Reproduce the listing below exactly, minus its pictures.

MATERIAL:
⟨
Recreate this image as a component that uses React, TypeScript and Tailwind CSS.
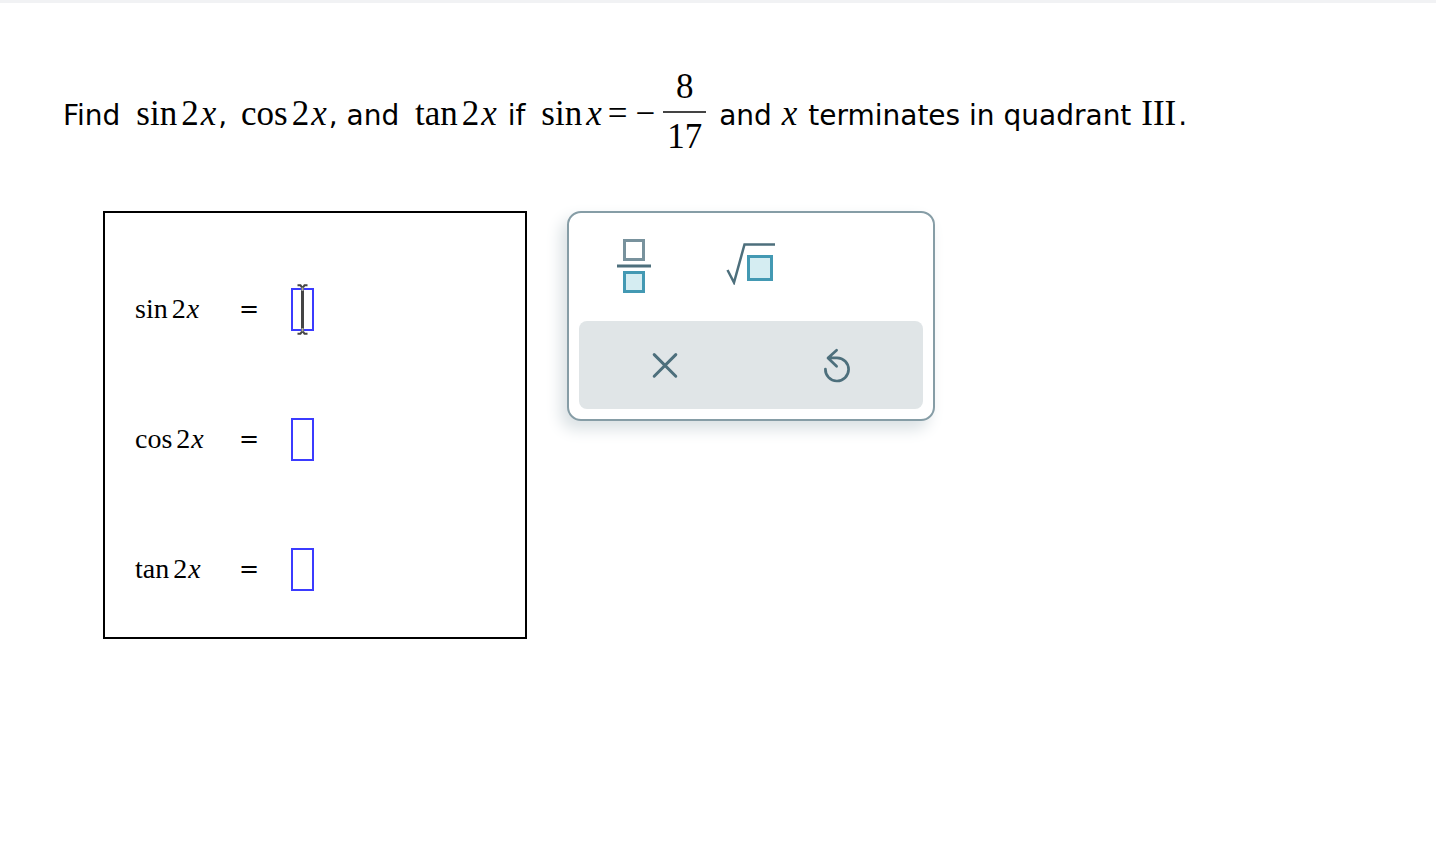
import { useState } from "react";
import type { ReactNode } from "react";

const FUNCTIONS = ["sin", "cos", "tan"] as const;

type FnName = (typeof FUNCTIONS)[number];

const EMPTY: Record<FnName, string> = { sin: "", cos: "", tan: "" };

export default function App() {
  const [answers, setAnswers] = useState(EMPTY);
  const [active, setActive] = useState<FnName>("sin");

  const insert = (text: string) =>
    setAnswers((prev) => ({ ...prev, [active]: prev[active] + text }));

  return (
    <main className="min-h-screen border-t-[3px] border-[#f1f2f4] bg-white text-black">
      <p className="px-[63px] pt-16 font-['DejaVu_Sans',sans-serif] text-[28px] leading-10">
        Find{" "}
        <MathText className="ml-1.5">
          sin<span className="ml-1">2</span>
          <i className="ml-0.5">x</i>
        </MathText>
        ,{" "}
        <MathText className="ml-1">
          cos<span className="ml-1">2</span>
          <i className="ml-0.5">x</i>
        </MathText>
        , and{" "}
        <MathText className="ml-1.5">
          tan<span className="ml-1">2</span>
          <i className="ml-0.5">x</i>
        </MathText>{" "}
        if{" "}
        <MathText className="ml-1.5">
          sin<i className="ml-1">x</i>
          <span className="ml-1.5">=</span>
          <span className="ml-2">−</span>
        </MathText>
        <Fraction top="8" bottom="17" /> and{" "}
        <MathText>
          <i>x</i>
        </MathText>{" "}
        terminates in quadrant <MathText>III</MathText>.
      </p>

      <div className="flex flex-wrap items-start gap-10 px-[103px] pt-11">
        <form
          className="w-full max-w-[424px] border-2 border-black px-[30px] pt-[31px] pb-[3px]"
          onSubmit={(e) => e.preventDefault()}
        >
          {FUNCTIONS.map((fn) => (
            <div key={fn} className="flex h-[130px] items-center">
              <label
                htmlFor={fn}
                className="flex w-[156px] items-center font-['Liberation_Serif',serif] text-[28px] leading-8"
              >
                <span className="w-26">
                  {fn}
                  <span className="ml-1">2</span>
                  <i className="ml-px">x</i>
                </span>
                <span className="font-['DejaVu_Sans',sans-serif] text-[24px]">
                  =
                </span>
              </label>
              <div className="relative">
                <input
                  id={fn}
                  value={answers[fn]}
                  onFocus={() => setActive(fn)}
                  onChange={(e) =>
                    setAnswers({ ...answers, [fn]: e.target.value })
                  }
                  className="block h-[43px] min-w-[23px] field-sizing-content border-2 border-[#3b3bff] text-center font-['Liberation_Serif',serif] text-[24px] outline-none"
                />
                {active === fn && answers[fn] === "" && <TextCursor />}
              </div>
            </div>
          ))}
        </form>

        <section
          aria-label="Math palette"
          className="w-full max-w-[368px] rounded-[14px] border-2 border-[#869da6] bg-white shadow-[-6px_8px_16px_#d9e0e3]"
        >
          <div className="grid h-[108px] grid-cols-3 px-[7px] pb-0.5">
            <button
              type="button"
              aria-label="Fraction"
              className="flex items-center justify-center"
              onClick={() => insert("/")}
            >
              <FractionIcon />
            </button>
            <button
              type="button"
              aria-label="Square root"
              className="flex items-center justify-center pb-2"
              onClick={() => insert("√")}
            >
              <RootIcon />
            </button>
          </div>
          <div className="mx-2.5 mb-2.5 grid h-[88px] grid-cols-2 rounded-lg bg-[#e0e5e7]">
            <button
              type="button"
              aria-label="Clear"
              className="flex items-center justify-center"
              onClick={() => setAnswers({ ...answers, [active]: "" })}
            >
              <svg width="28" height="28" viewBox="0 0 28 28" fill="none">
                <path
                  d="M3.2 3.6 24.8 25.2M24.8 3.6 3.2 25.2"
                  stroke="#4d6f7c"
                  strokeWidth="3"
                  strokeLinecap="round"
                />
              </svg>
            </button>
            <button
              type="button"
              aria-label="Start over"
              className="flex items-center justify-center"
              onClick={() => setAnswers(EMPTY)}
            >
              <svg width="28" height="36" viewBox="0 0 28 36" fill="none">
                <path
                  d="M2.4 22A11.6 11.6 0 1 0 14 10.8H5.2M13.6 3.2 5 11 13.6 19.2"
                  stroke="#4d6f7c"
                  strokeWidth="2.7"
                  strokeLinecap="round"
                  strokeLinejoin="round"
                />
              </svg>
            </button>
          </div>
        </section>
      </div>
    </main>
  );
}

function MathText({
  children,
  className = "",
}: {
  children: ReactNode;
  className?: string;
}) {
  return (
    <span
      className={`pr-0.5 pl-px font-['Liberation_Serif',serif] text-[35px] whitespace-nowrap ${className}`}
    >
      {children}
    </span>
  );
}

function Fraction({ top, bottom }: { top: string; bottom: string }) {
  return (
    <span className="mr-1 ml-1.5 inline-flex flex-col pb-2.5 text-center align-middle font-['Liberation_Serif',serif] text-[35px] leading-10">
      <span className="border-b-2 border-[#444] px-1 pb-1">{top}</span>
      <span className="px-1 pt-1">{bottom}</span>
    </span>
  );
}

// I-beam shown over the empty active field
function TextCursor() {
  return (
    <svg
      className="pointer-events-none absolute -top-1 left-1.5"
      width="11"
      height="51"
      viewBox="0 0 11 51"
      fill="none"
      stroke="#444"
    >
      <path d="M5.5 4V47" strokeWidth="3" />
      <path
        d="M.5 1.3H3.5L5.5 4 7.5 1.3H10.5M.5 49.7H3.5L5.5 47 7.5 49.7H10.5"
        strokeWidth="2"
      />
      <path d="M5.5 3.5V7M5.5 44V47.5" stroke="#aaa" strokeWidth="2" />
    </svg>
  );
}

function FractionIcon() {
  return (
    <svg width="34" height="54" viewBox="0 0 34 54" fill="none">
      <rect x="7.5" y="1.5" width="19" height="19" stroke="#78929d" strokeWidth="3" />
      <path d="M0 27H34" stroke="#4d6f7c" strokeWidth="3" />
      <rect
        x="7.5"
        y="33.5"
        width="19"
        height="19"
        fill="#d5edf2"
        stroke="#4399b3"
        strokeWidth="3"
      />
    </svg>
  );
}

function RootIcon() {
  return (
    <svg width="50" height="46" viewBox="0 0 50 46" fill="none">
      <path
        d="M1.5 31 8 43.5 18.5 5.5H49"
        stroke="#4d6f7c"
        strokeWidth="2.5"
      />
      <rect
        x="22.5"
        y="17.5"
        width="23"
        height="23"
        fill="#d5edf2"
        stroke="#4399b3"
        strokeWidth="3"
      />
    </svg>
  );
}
⟩
CORRECT RESULT:
Recreate this image as a component that uses React, TypeScript and Tailwind CSS.
import { useState } from "react";
import type { ReactNode } from "react";

const FUNCTIONS = ["sin", "cos", "tan"] as const;

type FnName = (typeof FUNCTIONS)[number];

const EMPTY: Record<FnName, string> = { sin: "", cos: "", tan: "" };

export default function App() {
  const [answers, setAnswers] = useState(EMPTY);
  const [active, setActive] = useState<FnName>("sin");

  const insert = (text: string) =>
    setAnswers((prev) => ({ ...prev, [active]: prev[active] + text }));

  return (
    <main className="min-h-screen border-t-[3px] border-[#f1f2f4] bg-white text-black">
      <p className="px-[63px] pt-16 font-['DejaVu_Sans',sans-serif] text-[28px] leading-10">
        Find{" "}
        <MathText className="ml-1.5">
          sin<span className="ml-1">2</span>
          <i className="ml-0.5">x</i>
        </MathText>
        ,{" "}
        <MathText className="ml-1">
          cos<span className="ml-1">2</span>
          <i className="ml-0.5">x</i>
        </MathText>
        , and{" "}
        <MathText className="ml-1.5">
          tan<span className="ml-1">2</span>
          <i className="ml-0.5">x</i>
        </MathText>{" "}
        if{" "}
        <MathText className="ml-1.5">
          sin<i className="ml-1">x</i>
          <span className="ml-1.5">=</span>
          <span className="ml-2">−</span>
        </MathText>
        <Fraction top="8" bottom="17" /> and{" "}
        <MathText>
          <i>x</i>
        </MathText>{" "}
        terminates in quadrant <MathText>III</MathText>.
      </p>

      <div className="flex flex-wrap items-start gap-10 px-[103px] pt-11">
        <form
          className="w-full max-w-[424px] border-2 border-black px-[30px] pt-[31px] pb-[3px]"
          onSubmit={(e) => e.preventDefault()}
        >
          {FUNCTIONS.map((fn) => (
            <div key={fn} className="flex h-[130px] items-center">
              <label
                htmlFor={fn}
                className="flex w-[156px] items-center font-['Liberation_Serif',serif] text-[28px] leading-8"
              >
                <span className="w-26">
                  {fn}
                  <span className="ml-1">2</span>
                  <i className="ml-px">x</i>
                </span>
                <span className="font-['DejaVu_Sans',sans-serif] text-[24px]">
                  =
                </span>
              </label>
              <div className="relative">
                <input
                  id={fn}
                  value={answers[fn]}
                  onFocus={() => setActive(fn)}
                  onChange={(e) =>
                    setAnswers({ ...answers, [fn]: e.target.value })
                  }
                  className="block h-[43px] min-w-[23px] field-sizing-content border-2 border-[#3b3bff] text-center font-['Liberation_Serif',serif] text-[24px] outline-none"
                />
                {active === fn && answers[fn] === "" && <TextCursor />}
              </div>
            </div>
          ))}
        </form>

        <section
          aria-label="Math palette"
          className="w-full max-w-[368px] rounded-[14px] border-2 border-[#869da6] bg-white shadow-[-6px_8px_16px_#d9e0e3]"
        >
          <div className="grid h-[108px] grid-cols-3 px-[7px] pb-0.5">
            <button
              type="button"
              aria-label="Fraction"
              className="flex items-center justify-center"
              onClick={() => insert("/")}
            >
              <FractionIcon />
            </button>
            <button
              type="button"
              aria-label="Square root"
              className="flex items-center justify-center pb-2"
              onClick={() => insert("√")}
            >
              <RootIcon />
            </button>
          </div>
          <div className="mx-2.5 mb-2.5 grid h-[88px] grid-cols-2 rounded-lg bg-[#e0e5e7]">
            <button
              type="button"
              aria-label="Clear"
              className="flex items-center justify-center"
              onClick={() => setAnswers({ ...answers, [active]: "" })}
            >
              <svg width="28" height="28" viewBox="0 0 28 28" fill="none">
                <path
                  d="M3.2 3.6 24.8 25.2M24.8 3.6 3.2 25.2"
                  stroke="#4d6f7c"
                  strokeWidth="3"
                  strokeLinecap="round"
                />
              </svg>
            </button>
            <button
              type="button"
              aria-label="Start over"
              className="flex items-center justify-center"
              onClick={() => setAnswers(EMPTY)}
            >
              <svg width="28" height="36" viewBox="0 0 28 36" fill="none">
                <path
                  d="M2.4 22A11.6 11.6 0 1 0 14 10.8H5.2M13.6 3.2 5 11 13.6 19.2"
                  stroke="#4d6f7c"
                  strokeWidth="2.7"
                  strokeLinecap="round"
                  strokeLinejoin="round"
                />
              </svg>
            </button>
          </div>
        </section>
      </div>
    </main>
  );
}

function MathText({
  children,
  className = "",
}: {
  children: ReactNode;
  className?: string;
}) {
  return (
    <span
      className={`pr-0.5 pl-px font-['Liberation_Serif',serif] text-[35px] whitespace-nowrap ${className}`}
    >
      {children}
    </span>
  );
}

function Fraction({ top, bottom }: { top: string; bottom: string }) {
  return (
    <span className="mr-1 ml-1.5 inline-flex flex-col pb-2.5 text-center align-middle font-['Liberation_Serif',serif] text-[35px] leading-10">
      <span className="border-b-2 border-[#444] px-1 pb-1">{top}</span>
      <span className="px-1 pt-1">{bottom}</span>
    </span>
  );
}

// I-beam shown over the empty active field
function TextCursor() {
  return (
    <svg
      className="pointer-events-none absolute -top-1 left-1.5"
      width="11"
      height="51"
      viewBox="0 0 11 51"
      fill="none"
      stroke="#444"
    >
      <path d="M5.5 4V47" strokeWidth="3" />
      <path
        d="M.5 1.3H3.5L5.5 4 7.5 1.3H10.5M.5 49.7H3.5L5.5 47 7.5 49.7H10.5"
        strokeWidth="2"
      />
      <path d="M5.5 3.5V7M5.5 44V47.5" stroke="#aaa" strokeWidth="2" />
    </svg>
  );
}

function FractionIcon() {
  return (
    <svg width="34" height="54" viewBox="0 0 34 54" fill="none">
      <rect x="7.5" y="1.5" width="19" height="19" stroke="#78929d" strokeWidth="3" />
      <path d="M0 27H34" stroke="#4d6f7c" strokeWidth="3" />
      <rect
        x="7.5"
        y="33.5"
        width="19"
        height="19"
        fill="#d5edf2"
        stroke="#4399b3"
        strokeWidth="3"
      />
    </svg>
  );
}

function RootIcon() {
  return (
    <svg width="50" height="46" viewBox="0 0 50 46" fill="none">
      <path
        d="M1.5 31 8 43.5 18.5 5.5H49"
        stroke="#4d6f7c"
        strokeWidth="2.5"
      />
      <rect
        x="22.5"
        y="17.5"
        width="23"
        height="23"
        fill="#d5edf2"
        stroke="#4399b3"
        strokeWidth="3"
      />
    </svg>
  );
}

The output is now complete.